El ministro Félix Bolaños dijo recientemente que “el proceso soberanista está terminado”. Tan rotunda afirmación requiere, si no una rectificación total, sí una aclaración y varias puntualizaciones.
La necesaria aclaración obliga a definir qué se entiende por procés en su fase final. Ardua tarea por la complejidad del fenómeno. Los mismos dirigentes del procés no se aclaran o divergen en la interpretación de lo que hicieron. Clara Ponsatí sostiene que iban “de farol”, Jordi Cuixart y unos cuantos más dicen que lo volverán “a hacer”, pero mejor. En lo que fuera ese “hacer” (hecho) radica, a mi juicio, la interpretación del procés.
Las leyes de referéndum y de transitoriedad del Parlament, de 6 y 7 de septiembre de 2017, y la declaración unilateral de independencia del 27 de octubre no ofrecen dudas en su literalidad: el procés fue un intento serio de independizar Cataluña de España. Lo que figura en esas disposiciones es un proyecto de secesión formal en toda regla, respondiendo, incluso con preciosismo, a lo que el derecho internacional exige en la independencia de territorios.
Que no se tradujera en una independencia real se debe a que los dirigentes del procés se equivocaron profundamente en sus apreciaciones y fallaron en la preparación de las estructuras de la independencia.
No se salieron con la suya porque no supieron interpretar correctamente la fortaleza del estado que pretendían desintegrar, ni la realidad de la composición social de Cataluña, ni el contexto internacional general, ni la concreta pertenencia del Estado español a la UE y a la OTAN, ni supieron dotarse de los requisitos estructurales de un estado de facto. En realidad, actuaron como unos aficionados alocados.
En este sentido Bolaños tiene razón, el proceso ha terminado porque no alcanzó su objetivo. No obstante, Bolaños no debería pasar por alto que los dirigentes del procés siguen en sus trece, al menos de boquilla: considérese si no la “culminación de la independencia” que tiene anunciada el presidente de la Generalitat, Pere Aragonès, o la declaración institucional de la presidenta del Parlament, Laura Borràs, “instando a no desatender el mandato de la independencia”, por eso conviene ser muy precavidos con esa gente.
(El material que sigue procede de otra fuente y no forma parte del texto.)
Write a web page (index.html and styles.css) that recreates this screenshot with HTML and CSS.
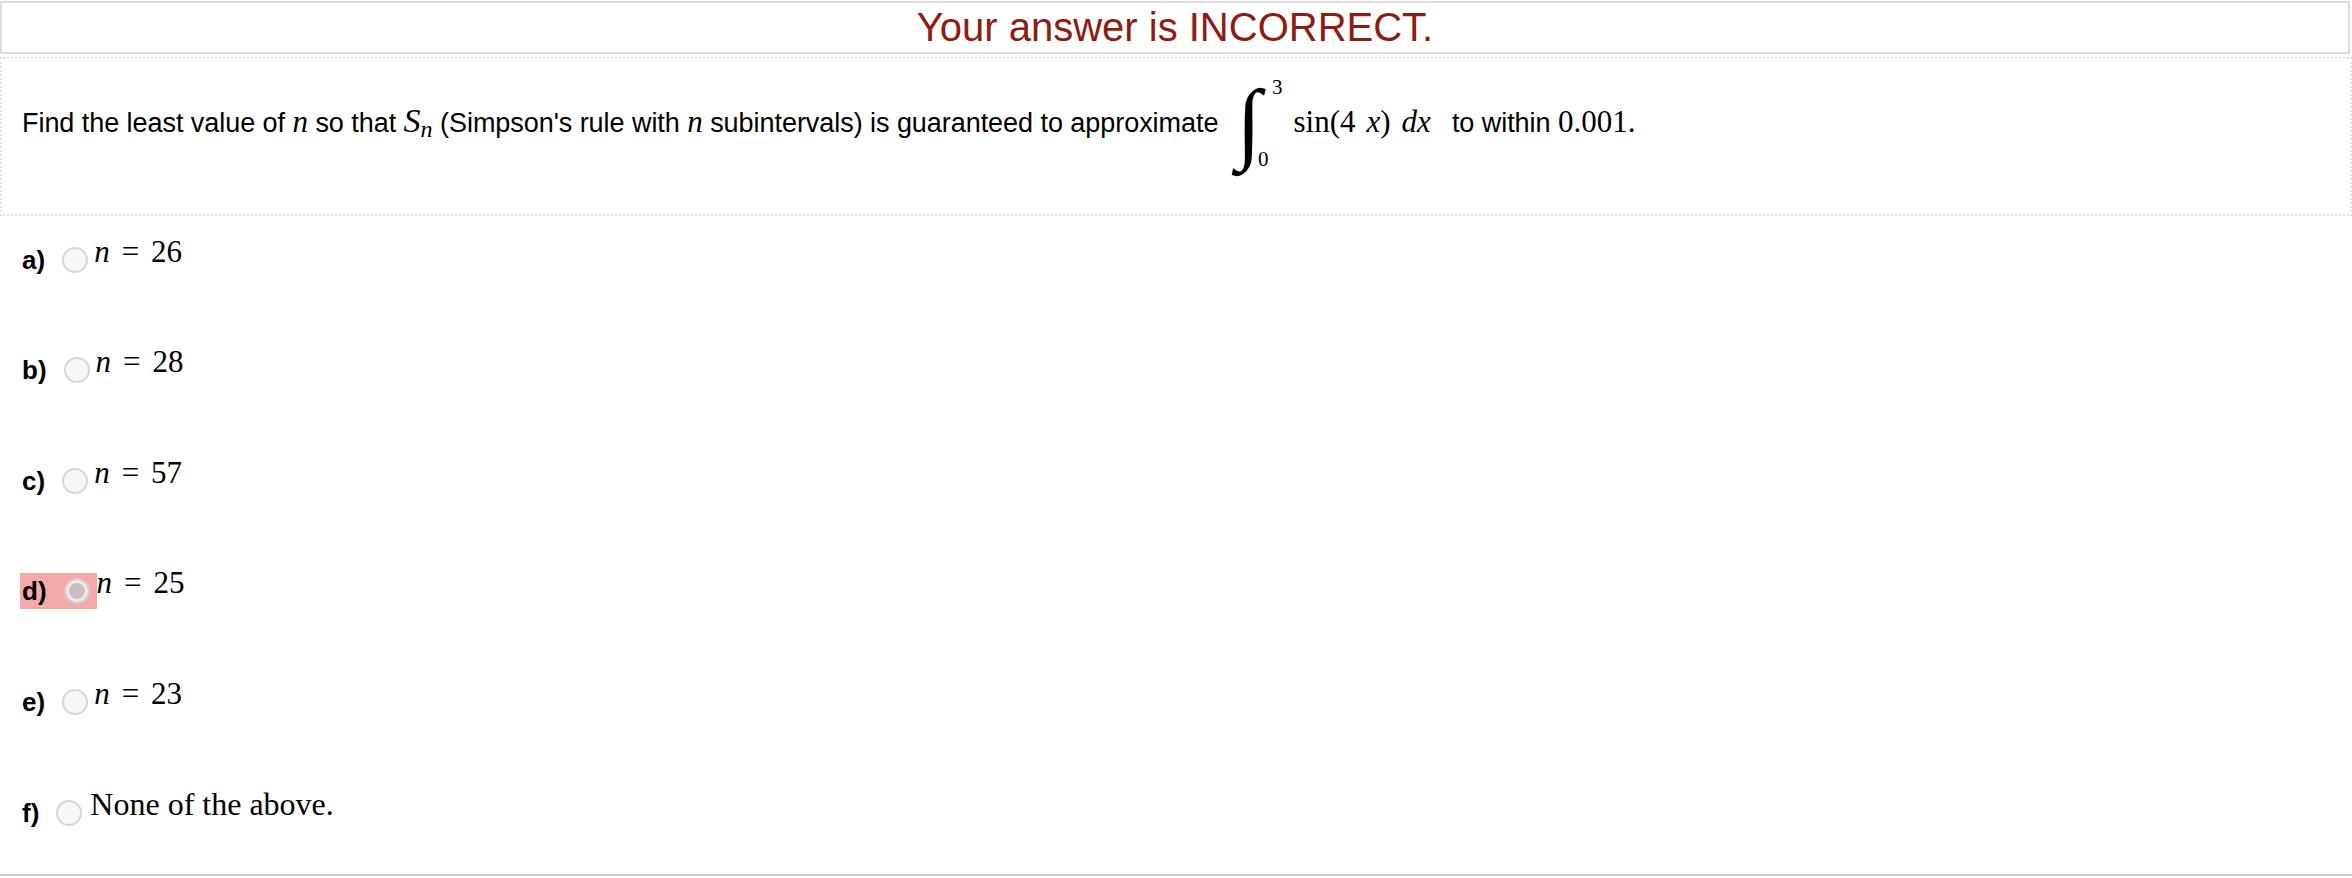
FILE: index.html
```html
<!DOCTYPE html>
<html lang="en">
<head>
<meta charset="utf-8">
<title>Simpson's rule question</title>
<link rel="stylesheet" href="styles.css">
</head>
<body>
<div class="result">Your answer is INCORRECT.</div>
<div class="question">
  <div class="qline"><span class="txt">Find the least value of </span><span class="m"><i>n</i></span><span class="txt"> so that </span><span class="m"><i class="big">S</i><sub class="sub"><i>n</i></sub></span><span class="txt"> (Simpson's rule with </span><span class="m"><i>n</i></span><span class="txt"> subintervals) is guaranteed to approximate</span><span class="int"><span class="int-sign">&#8747;</span><span class="lims"><span class="up">3</span><span class="lo">0</span></span></span><span class="m">sin(4<span class="sp"></span><i>x</i>)<span class="sp"></span><i>dx</i></span><span class="txt gap">to within </span><span class="m">0.001</span><span class="m">.</span></div>
</div>
<div class="options">
  <div class="opt"><span class="sel"><b class="lbl">a)</b><span class="radio"></span></span><span class="m"><i>n</i><span class="eq">=</span>26</span></div>
  <div class="opt"><span class="sel"><b class="lbl">b)</b><span class="radio"></span></span><span class="m"><i>n</i><span class="eq">=</span>28</span></div>
  <div class="opt"><span class="sel"><b class="lbl">c)</b><span class="radio"></span></span><span class="m"><i>n</i><span class="eq">=</span>57</span></div>
  <div class="opt"><span class="sel wrong"><b class="lbl">d)</b><span class="radio checked"></span></span><span class="m"><i>n</i><span class="eq">=</span>25</span></div>
  <div class="opt"><span class="sel"><b class="lbl">e)</b><span class="radio"></span></span><span class="m"><i>n</i><span class="eq">=</span>23</span></div>
  <div class="opt last"><span class="sel"><b class="lbl">f)</b><span class="radio"></span></span><span class="m none">None of the above.</span></div>
</div>
<div class="bottom"></div>
</body>
</html>
```

FILE: styles.css
```css
html, body {
  margin: 0;
  padding: 0;
  background: #ffffff;
}

body {
  width: 2352px;
  font-family: "Liberation Sans", Arial, sans-serif;
  color: #000;
  padding-top: 1px;
}

.result {
  margin-right: 2px;
  border: 2px solid #dddddd;
  height: 49px;
  line-height: 49px;
  text-align: center;
  font-size: 40px;
  color: #8d1c14;
}

.question {
  margin-top: 3px;
  border: 2px dotted #e2e2e2;
  height: 131px;
  padding-bottom: 24px;
  display: flex;
  align-items: center;
  padding-left: 20px;
}

.qline {
  font-size: 27px;
  letter-spacing: -0.05px;
  white-space: nowrap;
  line-height: 40px;
}

.m {
  font-family: "Liberation Serif", "Times New Roman", serif;
  font-size: 31px;
  letter-spacing: 0;
}

.m i {
  font-style: italic;
}

.big {
  font-size: 34px;
}

.sub {
  font-size: 24px;
  vertical-align: -5px;
  line-height: 0;
}

.sp {
  display: inline-block;
  width: 11px;
}

.int {
  display: inline-flex;
  vertical-align: middle;
  margin: 0 11px 0 18px;
  height: 88px;
  position: relative;
  top: -3px;
}

.int-sign {
  font-family: "Liberation Serif", "Times New Roman", serif;
  font-size: 90px;
  line-height: 88px;
  letter-spacing: -5px;
  display: inline-block;
}

.lims {
  display: flex;
  flex-direction: column;
  justify-content: space-between;
  font-family: "Liberation Serif", "Times New Roman", serif;
  font-size: 21px;
  line-height: 22px;
  letter-spacing: 0;
}

.up {
  margin-left: 16px;
  margin-top: -2px;
}

.lo {
  margin-left: 2px;
  margin-bottom: -4px;
}

.gap {
  margin-left: 21px;
}

.options {
  padding-top: 16px;
}

.opt {
  height: 110.4px;
  padding-left: 22px;
  font-size: 27px;
  line-height: 40px;
  white-space: nowrap;
}

.opt.last {
  height: 90px;
}

.sel {
  display: inline-block;
  padding: 0 6px 0 2px;
  margin-left: -2px;
  height: 36px;
  line-height: 36px;
  vertical-align: -7px;
}

.sel.wrong {
  background: #f4aaa9;
  padding-right: 7px;
}

.lbl {
  font-weight: bold;
  font-size: 26px;
}

.radio {
  display: inline-block;
  box-sizing: border-box;
  width: 26px;
  height: 26px;
  border-radius: 50%;
  border: 2px solid #d6d6d6;
  background: #f7f7f7;
  margin-left: 17px;
  vertical-align: -4px;
}

.radio.checked {
  border-color: #d9cccc;
  background: #c8bfbf;
  box-shadow: inset 0 0 0 3px #f4e9e9;
}

.eq {
  margin: 0 12px;
}

.none {
  font-size: 32px;
  margin-left: 2px;
}

.bottom {
  border-top: 2px solid #cccccc;
}
```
El procés en su cara violenta, la de violentar la Constitución y las leyes con el fin de independizar Cataluña, está agazapado, hibernando, en espera de algún momentum loco que permitiera “volverlo a hacer”, esta vez sin fallar. Es lo que prevé el expresidente Quim Torra.
Que ese momentum pudiera darse solo con una magna catástrofe política del tipo hundimiento de la Unión Europea, a ellos, irresponsables, les importa un comino como tantas otras cosas. Pero, aun así, la ocasión tampoco se daría sin un coetáneo hundimiento del Estado español, ambas catástrofes más que improbables.
Ahora bien, el procés no se agota con el fracaso de su objetivo originario, tiene otra cara. Es todo un montaje institucional y civil, de despachos y de calle, de palabrería y de agitación que mantiene a Cataluña en la inestabilidad y la división, secuestrada, paralizada en sus potencialidades. Una nomenklatura, compuesta de políticos independentistas, altos cargos de las instituciones, directivos de las empresas públicas de la Generalitat, profesionales y funcionarios afines, vive económica y políticamente del procés. Negociar con los miembros de la nomenklatura resulta inevitable para no condenar toda Cataluña al ostracismo, pero sin olvidar su condición de vulgares “interesados”.
El señuelo de la independencia sigue ahí, alimentado continuamente desde los numerosos medios del poder institucional de la Generalitat y con un importante seguimiento de la calle, ahora alicaído, pero todavía multitudinario. En este sentido, el procés “no está terminado”, está reabsorbido por la Generalitat. Decir lo contrario puede entenderse como que se acepta, por error o por alguna razón, que exista en Cataluña y repercuta en toda España un poder político y una corriente ideológica desestabilizadores.
El procés es una maquinaria bien engrasada de ganar elecciones. No ha perdido ninguna elección autonómica y no solo gracias a una ley electoral que favorece localmente a sus candidatos. Si no se le combate en el terreno de las ideas y de las emociones, tendremos procés para rato y la Generalitat continuará en manos de los procesistas. No es una buena idea relativizar su capacidad movilizadora.
Algún día nos parecerá imposible que hayamos vivido durante tanto tiempo inmersos en la pesadilla de ese absurdo llamado procés, pero no es oportuno anticipar que ya ha terminado tanto más cuanto que los independentistas lo tienen por muy vivo.